[Front-end source files]
* start *

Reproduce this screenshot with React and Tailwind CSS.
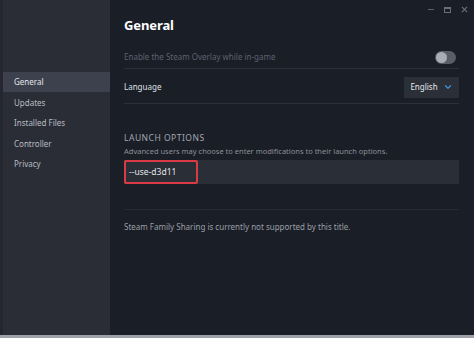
import { ChevronDown } from 'lucide-react'

const navItems = ['General', 'Updates', 'Installed Files', 'Controller', 'Privacy']

export default function App() {
  return (
    <div
      className="w-[474px] h-[338px] flex flex-col bg-[#1a1e26] overflow-hidden"
      style={{ fontFamily: '"Noto Sans", "Open Sans", sans-serif' }}
    >
      <div className="flex flex-1 min-h-0">
        {/* Sidebar */}
        <aside className="w-[110px] shrink-0 bg-[#2a2d36] border-l-[3px] border-[#24272f] pt-[72px] flex flex-col">
          {navItems.map((item, i) => (
            <div
              key={item}
              className={`h-[20px] flex items-center pl-[11px] text-[8px] ${
                i === 0 ? 'bg-[#3d414e] text-[#e4e6ea]' : 'text-[#b9bcc3]'
              } ${i > 0 ? 'mt-[0.5px]' : ''}`}
            >
              {item}
            </div>
          ))}
        </aside>

        {/* Main */}
        <main className="flex-1 relative pl-[14px] pr-[15px] pt-[15px]">
          {/* Window controls */}
          <div className="absolute top-[6px] right-[6px] flex items-center gap-[10px] text-[#6b6f78]">
            <div className="w-[6px] h-[1px] bg-[#5e626b]" />
            <div className="w-[7px] h-[6px] border border-[#6b6f78] border-t-2" />
            <svg width="7" height="7" viewBox="0 0 8 8">
              <path d="M1 1L7 7M7 1L1 7" stroke="#6b6f78" strokeWidth="1.3" />
            </svg>
          </div>

          <h1 className="text-[13px] font-bold text-white leading-[20px] tracking-[-0.1px]">General</h1>

          <div className="mt-[12px] h-[20px] flex items-center justify-between border-b border-[#2c313a] pb-[1px] box-content">
            <span className="text-[8px] text-[#5d6270]">Enable the Steam Overlay while in-game</span>
            <div className="w-[21px] h-[13px] rounded-full bg-[#5a5e68] flex items-center pl-[1px] mr-[3px]">
              <div className="w-[11px] h-[11px] rounded-full bg-[#a9adb5]" />
            </div>
          </div>

          <div className="h-[35px] flex items-center justify-between border-b border-[#2c313a]">
            <span className="text-[8px] text-[#dfe2e6] pt-[2px]">Language</span>
            <div className="h-[21px] w-[55px] bg-[#2b2f38] flex items-center justify-center gap-[5px] rounded-[1px] mt-[2px]">
              <span className="text-[8px] text-[#e6e8eb]">English</span>
              <ChevronDown size={10} strokeWidth={3} className="text-[#3c8fdb]" />
            </div>
          </div>

          <div className="mt-[28px] text-[8.5px] text-[#a3a7b0] tracking-[0.5px] leading-[12px]">LAUNCH OPTIONS</div>
          <div className="mt-[2px] text-[7.5px] text-[#8b9099] leading-[11px]">
            Advanced users may choose to enter modifications to their launch options.
          </div>
          <div className="mt-[3px] h-[24px] bg-[#2a2e37] relative flex items-center">
            <div className="absolute left-0 top-0 h-[24px] w-[74px] border-2 border-[#d93a45] rounded-[2px]" />
            <span className="pl-[5px] text-[8.5px] text-[#e3e5e8]">--use-d3d11</span>
          </div>

          <div className="mt-[25px] border-t border-[#262a33]" />
          <div className="mt-[11px] text-[8px] text-[#9a9ea7]">
            Steam Family Sharing is currently not supported by this title.
          </div>
        </main>
      </div>
      <div className="h-[3px] bg-[#9ea1a7] shrink-0" />
    </div>
  )
}
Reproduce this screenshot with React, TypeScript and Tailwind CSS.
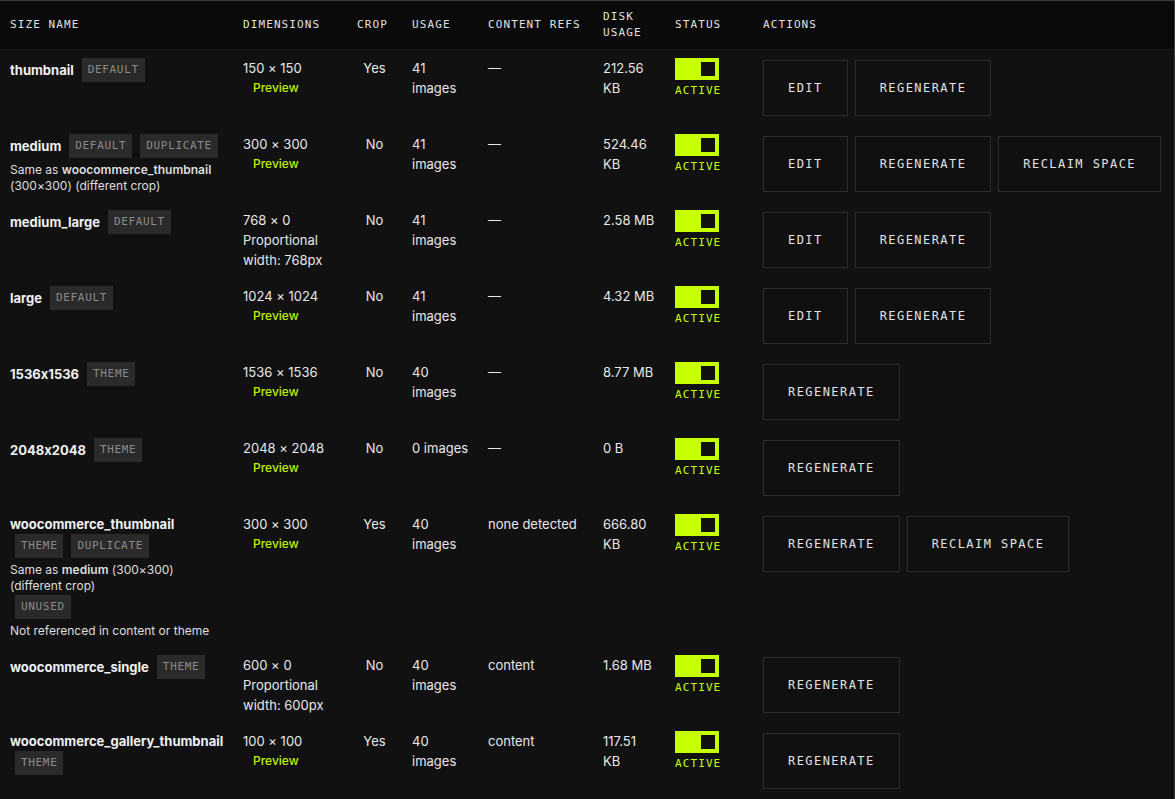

* end *

■ WHAT IS REQUIRED ■
Emit the lines of the material exactly, from its first line to the line containing "const navItems = ['General', 'Updates', 'Installed", inclusive; leave every picture out.

■ ANSWER TO THE TASK ■
Reproduce this screenshot with React and Tailwind CSS.
import { ChevronDown } from 'lucide-react'

const navItems = ['General', 'Updates', 'Installed Files', 'Controller', 'Privacy']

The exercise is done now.